[Collected data]
──────────
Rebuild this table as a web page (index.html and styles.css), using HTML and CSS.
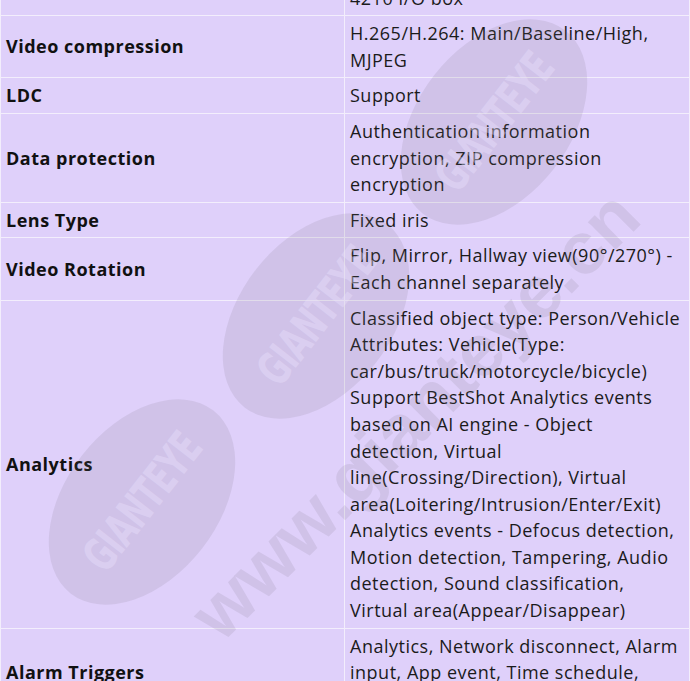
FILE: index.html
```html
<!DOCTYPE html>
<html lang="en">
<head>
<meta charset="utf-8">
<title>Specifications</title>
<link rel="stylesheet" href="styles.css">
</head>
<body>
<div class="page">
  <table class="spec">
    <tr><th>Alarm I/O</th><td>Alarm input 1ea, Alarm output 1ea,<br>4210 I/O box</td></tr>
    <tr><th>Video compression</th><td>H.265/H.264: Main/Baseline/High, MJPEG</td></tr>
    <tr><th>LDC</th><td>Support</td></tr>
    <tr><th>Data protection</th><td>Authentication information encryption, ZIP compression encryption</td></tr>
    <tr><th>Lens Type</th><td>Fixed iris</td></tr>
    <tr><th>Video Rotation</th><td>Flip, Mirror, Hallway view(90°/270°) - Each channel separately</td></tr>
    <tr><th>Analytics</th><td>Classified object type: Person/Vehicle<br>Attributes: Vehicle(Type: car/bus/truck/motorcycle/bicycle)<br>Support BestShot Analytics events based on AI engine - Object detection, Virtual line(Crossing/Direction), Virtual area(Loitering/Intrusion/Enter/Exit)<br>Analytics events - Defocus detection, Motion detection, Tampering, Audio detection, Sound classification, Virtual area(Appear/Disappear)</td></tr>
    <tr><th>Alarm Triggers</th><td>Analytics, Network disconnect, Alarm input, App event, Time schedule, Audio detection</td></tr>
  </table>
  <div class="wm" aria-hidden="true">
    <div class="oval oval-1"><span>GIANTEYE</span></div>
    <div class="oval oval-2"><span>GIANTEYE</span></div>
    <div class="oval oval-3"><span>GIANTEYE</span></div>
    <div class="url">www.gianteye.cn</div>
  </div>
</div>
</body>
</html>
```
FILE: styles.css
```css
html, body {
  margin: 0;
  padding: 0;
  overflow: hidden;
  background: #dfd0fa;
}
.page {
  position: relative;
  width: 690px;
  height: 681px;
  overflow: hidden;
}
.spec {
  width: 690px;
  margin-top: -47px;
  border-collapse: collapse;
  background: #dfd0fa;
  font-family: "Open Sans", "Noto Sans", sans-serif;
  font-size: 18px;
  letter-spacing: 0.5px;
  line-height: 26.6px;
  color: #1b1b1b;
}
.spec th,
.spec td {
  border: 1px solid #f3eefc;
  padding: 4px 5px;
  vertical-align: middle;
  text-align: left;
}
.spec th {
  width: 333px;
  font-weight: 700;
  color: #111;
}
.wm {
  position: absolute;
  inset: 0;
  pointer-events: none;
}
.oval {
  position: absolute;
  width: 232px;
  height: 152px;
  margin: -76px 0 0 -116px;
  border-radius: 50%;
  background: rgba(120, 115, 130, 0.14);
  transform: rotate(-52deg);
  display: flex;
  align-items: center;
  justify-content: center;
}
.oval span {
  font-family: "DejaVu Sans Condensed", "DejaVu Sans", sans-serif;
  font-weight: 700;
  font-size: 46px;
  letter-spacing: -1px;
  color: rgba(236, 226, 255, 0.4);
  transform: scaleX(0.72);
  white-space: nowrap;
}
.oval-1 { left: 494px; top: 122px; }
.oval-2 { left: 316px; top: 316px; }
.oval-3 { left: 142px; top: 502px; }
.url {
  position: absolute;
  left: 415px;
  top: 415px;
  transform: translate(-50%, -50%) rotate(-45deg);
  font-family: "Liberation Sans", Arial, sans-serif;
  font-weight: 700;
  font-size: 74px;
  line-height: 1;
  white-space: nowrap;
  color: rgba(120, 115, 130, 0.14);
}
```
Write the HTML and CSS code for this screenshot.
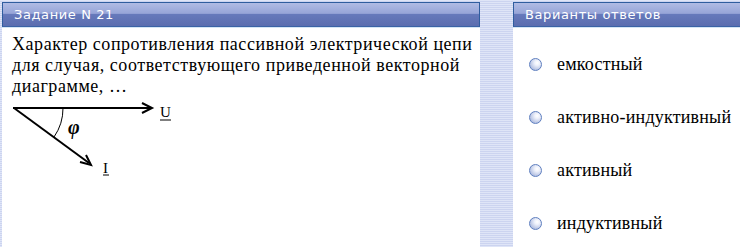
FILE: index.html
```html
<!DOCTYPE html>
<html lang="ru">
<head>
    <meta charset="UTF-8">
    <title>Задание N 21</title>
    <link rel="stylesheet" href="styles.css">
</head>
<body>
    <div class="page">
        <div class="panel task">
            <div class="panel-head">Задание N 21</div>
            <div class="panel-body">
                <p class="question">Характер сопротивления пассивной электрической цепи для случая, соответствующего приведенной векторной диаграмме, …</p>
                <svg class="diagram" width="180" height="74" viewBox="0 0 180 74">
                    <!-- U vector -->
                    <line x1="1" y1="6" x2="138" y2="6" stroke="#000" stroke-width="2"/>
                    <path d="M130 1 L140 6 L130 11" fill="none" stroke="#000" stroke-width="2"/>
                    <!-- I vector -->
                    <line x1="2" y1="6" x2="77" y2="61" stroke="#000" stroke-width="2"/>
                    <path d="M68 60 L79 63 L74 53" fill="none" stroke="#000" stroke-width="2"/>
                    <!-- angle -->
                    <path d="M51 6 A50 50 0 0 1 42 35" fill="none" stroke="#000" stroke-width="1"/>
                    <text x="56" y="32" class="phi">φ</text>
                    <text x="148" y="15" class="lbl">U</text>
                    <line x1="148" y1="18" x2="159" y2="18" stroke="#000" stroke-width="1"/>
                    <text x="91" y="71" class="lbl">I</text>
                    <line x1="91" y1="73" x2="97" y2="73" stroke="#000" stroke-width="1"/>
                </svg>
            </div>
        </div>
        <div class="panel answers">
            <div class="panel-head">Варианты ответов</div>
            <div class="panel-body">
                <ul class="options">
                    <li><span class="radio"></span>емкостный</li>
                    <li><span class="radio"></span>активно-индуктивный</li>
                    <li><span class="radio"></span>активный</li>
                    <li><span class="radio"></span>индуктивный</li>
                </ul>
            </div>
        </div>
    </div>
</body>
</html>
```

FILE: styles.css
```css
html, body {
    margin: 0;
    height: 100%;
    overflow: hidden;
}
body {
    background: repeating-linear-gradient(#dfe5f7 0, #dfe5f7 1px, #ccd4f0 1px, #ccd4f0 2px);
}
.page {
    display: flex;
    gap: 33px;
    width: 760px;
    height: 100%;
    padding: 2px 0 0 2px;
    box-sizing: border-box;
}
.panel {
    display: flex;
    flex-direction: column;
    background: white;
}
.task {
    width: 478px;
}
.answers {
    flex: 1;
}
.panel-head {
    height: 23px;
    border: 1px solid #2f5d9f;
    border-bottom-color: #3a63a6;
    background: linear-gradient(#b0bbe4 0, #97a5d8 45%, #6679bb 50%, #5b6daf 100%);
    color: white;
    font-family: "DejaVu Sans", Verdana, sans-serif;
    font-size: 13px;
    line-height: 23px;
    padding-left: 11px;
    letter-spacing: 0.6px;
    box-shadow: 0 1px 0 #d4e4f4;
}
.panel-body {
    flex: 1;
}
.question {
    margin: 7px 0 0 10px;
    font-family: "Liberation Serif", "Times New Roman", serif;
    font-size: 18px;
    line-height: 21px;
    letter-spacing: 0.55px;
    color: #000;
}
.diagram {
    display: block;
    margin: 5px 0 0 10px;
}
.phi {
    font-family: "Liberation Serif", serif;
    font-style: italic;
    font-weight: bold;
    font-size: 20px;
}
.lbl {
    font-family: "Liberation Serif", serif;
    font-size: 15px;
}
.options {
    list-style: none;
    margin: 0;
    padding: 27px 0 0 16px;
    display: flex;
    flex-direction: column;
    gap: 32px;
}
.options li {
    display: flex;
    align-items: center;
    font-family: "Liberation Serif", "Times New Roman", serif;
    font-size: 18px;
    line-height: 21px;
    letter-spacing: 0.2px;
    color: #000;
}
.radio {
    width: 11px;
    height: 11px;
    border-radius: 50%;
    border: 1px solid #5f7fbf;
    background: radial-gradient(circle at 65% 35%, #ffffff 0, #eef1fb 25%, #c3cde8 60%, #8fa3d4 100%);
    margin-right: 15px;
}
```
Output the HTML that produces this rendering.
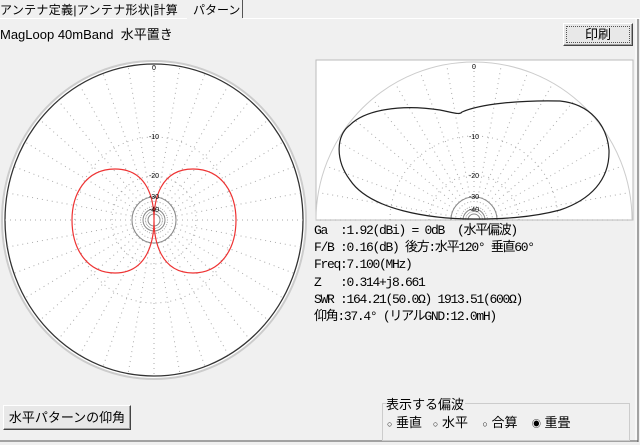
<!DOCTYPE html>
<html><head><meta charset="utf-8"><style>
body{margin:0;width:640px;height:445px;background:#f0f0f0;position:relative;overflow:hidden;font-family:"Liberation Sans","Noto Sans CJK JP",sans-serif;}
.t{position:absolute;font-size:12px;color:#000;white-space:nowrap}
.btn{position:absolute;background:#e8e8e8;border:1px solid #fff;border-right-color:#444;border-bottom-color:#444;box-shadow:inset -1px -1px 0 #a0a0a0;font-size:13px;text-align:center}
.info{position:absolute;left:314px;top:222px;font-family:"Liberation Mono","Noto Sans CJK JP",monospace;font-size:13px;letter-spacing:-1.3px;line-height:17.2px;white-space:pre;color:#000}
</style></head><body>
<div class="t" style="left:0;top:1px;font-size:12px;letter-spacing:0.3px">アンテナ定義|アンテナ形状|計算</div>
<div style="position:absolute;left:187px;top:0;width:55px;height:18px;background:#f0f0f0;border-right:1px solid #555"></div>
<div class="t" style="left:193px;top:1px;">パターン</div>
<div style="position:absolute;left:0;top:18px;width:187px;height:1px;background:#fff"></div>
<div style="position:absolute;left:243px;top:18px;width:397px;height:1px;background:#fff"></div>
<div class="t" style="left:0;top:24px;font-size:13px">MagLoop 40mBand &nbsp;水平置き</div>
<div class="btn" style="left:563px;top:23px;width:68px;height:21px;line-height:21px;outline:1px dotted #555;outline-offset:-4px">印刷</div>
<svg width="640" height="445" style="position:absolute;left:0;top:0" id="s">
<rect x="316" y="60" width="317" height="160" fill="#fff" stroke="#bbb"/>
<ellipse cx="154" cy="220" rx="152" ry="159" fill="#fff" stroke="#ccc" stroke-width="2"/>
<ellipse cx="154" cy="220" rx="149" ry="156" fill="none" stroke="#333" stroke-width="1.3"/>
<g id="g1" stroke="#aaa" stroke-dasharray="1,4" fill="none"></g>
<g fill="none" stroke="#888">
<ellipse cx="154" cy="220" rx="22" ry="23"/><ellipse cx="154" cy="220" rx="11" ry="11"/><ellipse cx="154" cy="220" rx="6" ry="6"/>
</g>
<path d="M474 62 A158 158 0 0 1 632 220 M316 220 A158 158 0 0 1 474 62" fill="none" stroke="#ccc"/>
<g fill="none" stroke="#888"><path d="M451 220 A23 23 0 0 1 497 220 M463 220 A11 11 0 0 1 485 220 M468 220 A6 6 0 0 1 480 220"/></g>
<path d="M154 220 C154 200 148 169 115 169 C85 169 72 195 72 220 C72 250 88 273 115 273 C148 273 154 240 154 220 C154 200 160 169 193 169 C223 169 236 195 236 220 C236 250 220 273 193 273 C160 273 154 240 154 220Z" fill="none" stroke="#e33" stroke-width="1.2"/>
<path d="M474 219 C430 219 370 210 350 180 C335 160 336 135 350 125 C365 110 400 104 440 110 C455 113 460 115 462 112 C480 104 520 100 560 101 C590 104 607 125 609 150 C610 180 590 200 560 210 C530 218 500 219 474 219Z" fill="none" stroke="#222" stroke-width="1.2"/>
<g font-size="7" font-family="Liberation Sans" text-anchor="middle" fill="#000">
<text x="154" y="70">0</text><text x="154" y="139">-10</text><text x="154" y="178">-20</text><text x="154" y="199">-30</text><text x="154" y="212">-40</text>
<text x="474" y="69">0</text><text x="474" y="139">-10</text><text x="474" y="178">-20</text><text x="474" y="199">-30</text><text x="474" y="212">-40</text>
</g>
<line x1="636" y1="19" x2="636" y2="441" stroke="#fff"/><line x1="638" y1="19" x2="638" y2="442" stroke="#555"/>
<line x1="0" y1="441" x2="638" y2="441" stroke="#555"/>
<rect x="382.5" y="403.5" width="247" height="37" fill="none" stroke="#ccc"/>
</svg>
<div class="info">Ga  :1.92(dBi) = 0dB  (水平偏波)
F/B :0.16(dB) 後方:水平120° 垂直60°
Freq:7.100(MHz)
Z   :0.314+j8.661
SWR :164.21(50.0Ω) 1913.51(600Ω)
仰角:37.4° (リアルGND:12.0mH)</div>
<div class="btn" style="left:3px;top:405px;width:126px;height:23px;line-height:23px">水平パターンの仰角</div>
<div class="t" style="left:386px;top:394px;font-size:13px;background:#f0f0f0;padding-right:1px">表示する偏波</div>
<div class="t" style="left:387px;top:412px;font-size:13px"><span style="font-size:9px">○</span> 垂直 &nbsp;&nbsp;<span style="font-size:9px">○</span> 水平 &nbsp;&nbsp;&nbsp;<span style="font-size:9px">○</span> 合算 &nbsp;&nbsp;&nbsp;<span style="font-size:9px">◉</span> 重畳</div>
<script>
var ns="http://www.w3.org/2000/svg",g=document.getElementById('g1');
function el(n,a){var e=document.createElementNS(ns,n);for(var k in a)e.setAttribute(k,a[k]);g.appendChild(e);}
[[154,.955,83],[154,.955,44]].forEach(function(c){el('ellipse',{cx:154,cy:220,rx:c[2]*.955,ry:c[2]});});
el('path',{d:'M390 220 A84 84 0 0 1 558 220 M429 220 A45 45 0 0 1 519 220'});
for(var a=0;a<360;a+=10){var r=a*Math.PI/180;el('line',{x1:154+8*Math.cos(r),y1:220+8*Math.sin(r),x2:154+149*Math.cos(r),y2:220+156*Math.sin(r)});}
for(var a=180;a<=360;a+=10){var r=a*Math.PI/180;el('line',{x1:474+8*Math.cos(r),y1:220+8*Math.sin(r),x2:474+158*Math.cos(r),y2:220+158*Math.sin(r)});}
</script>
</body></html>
──────────
__WHAT TO WORK ON__:
Find the lines above holding the word "styles" and show them.

__RESULT FOR THIS TASK__:
Rebuild this table as a web page (index.html and styles.css), using HTML and CSS.
<link rel="stylesheet" href="styles.css">
FILE: styles.css
    <link rel="stylesheet" href="styles.css">
FILE: styles.css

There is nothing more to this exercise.